▶ _Goal of the exercise_
Keep only the lines that hold the string "this", filtering out the rest of the entries below.

▶ _Records shown_
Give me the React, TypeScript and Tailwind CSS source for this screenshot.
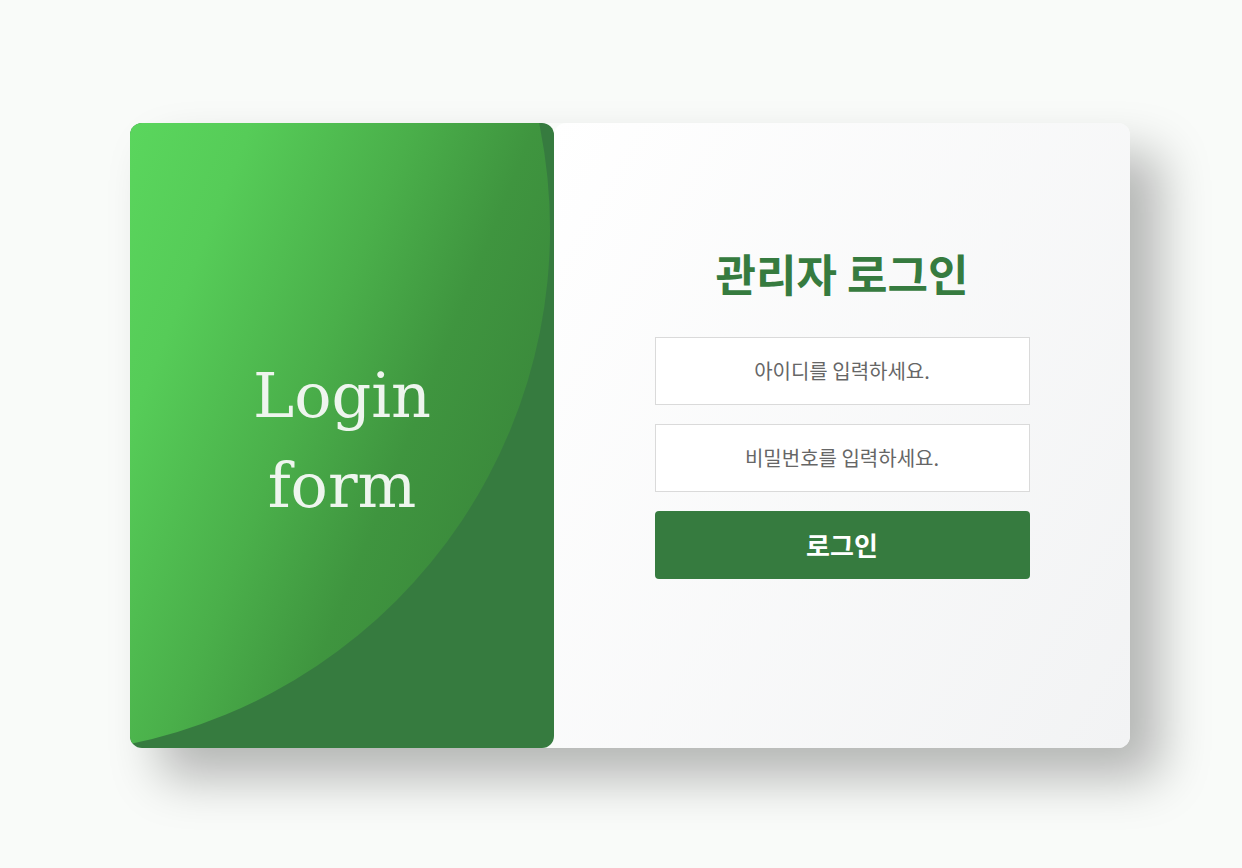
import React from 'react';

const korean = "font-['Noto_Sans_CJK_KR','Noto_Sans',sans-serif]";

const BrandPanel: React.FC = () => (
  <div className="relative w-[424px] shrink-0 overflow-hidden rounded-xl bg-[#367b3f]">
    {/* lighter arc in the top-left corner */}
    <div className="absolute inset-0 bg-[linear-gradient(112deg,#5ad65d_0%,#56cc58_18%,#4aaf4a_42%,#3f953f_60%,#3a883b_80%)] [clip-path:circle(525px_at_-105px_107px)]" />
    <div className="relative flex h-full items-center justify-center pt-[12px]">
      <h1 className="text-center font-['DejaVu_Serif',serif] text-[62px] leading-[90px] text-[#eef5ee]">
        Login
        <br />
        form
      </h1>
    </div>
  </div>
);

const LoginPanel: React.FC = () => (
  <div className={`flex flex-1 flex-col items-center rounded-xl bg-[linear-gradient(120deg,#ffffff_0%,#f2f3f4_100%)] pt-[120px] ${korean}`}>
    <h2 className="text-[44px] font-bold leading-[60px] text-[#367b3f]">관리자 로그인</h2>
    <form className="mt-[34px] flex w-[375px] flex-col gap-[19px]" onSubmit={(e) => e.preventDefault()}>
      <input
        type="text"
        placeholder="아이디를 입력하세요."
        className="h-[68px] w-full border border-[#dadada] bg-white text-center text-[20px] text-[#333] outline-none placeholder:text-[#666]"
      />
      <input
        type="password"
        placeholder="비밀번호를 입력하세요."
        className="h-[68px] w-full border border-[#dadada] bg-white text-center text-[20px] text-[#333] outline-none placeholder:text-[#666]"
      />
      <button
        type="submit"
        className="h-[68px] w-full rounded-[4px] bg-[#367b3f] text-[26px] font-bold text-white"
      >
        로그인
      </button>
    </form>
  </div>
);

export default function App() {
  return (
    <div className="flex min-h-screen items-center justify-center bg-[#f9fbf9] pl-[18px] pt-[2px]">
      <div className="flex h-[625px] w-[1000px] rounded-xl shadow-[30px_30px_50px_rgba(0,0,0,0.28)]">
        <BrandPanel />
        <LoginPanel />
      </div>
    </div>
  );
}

* * *

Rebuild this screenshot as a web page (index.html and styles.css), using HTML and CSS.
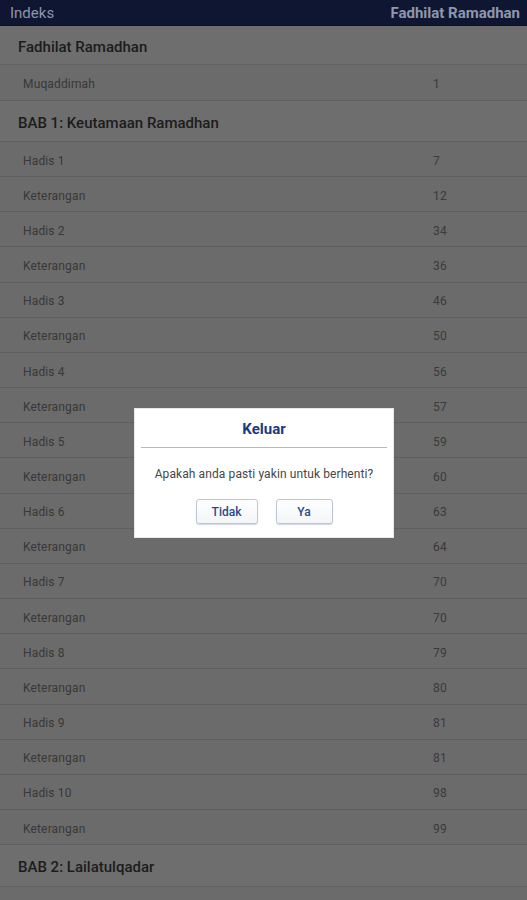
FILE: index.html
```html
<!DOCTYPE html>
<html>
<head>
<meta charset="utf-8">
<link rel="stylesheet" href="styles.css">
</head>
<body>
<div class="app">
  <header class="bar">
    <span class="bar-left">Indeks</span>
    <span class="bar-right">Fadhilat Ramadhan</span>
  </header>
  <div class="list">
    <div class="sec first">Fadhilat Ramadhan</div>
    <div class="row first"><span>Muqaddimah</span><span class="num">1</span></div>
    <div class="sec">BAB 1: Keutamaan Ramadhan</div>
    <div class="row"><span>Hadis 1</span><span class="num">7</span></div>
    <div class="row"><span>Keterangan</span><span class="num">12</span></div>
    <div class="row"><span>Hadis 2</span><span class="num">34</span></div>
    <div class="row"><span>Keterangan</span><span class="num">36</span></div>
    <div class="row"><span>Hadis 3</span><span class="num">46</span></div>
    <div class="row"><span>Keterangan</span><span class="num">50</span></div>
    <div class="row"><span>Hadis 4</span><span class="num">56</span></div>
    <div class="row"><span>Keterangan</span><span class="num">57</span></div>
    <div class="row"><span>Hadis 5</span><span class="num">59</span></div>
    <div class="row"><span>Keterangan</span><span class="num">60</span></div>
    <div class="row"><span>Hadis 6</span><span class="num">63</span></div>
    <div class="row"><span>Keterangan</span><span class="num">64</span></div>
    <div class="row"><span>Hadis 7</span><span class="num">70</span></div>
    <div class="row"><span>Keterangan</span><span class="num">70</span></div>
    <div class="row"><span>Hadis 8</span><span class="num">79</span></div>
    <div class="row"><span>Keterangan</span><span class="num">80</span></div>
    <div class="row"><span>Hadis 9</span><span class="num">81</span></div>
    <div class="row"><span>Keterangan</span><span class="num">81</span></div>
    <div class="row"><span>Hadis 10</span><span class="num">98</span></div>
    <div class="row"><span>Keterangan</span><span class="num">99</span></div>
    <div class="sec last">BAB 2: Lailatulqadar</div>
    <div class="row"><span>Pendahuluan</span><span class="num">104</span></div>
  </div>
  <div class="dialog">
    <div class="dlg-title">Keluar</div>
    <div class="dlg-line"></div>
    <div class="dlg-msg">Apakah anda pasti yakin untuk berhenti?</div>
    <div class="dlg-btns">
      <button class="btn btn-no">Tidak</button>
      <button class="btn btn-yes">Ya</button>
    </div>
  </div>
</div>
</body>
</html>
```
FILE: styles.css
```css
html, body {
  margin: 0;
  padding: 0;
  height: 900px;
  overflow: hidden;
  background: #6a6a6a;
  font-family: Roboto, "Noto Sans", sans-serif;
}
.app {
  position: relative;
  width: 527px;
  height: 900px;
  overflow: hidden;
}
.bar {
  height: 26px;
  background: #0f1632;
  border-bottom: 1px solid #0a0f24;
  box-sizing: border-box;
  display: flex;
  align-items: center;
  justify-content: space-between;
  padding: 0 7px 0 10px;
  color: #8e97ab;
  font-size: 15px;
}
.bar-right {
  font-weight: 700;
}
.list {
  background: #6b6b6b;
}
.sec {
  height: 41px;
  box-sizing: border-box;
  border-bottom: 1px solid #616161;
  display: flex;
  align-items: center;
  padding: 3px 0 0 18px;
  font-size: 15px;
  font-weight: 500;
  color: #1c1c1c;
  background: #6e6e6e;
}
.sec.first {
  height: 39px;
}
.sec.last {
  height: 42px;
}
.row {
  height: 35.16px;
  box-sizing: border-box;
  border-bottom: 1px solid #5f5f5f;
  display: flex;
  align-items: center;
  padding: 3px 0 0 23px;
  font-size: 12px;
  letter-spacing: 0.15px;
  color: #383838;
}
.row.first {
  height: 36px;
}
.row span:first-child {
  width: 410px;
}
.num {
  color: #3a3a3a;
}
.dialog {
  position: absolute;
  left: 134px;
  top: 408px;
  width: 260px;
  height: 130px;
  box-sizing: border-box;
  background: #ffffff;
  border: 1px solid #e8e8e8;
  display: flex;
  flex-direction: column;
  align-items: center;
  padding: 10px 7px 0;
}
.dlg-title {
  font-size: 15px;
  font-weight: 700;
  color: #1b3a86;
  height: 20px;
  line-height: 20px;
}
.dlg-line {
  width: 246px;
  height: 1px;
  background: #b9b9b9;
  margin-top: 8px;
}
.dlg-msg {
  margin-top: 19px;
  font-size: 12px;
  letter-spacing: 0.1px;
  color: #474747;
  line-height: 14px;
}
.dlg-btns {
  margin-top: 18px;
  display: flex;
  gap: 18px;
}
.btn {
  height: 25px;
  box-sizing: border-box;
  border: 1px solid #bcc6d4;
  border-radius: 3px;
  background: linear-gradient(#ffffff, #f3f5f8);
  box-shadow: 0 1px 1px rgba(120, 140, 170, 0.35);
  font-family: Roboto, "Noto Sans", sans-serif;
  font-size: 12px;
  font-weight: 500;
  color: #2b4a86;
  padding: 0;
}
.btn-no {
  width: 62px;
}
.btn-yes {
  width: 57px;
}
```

▶ _Result below_
Give me the React, TypeScript and Tailwind CSS source for this screenshot.
Rebuild this screenshot as a web page (index.html and styles.css), using HTML and CSS.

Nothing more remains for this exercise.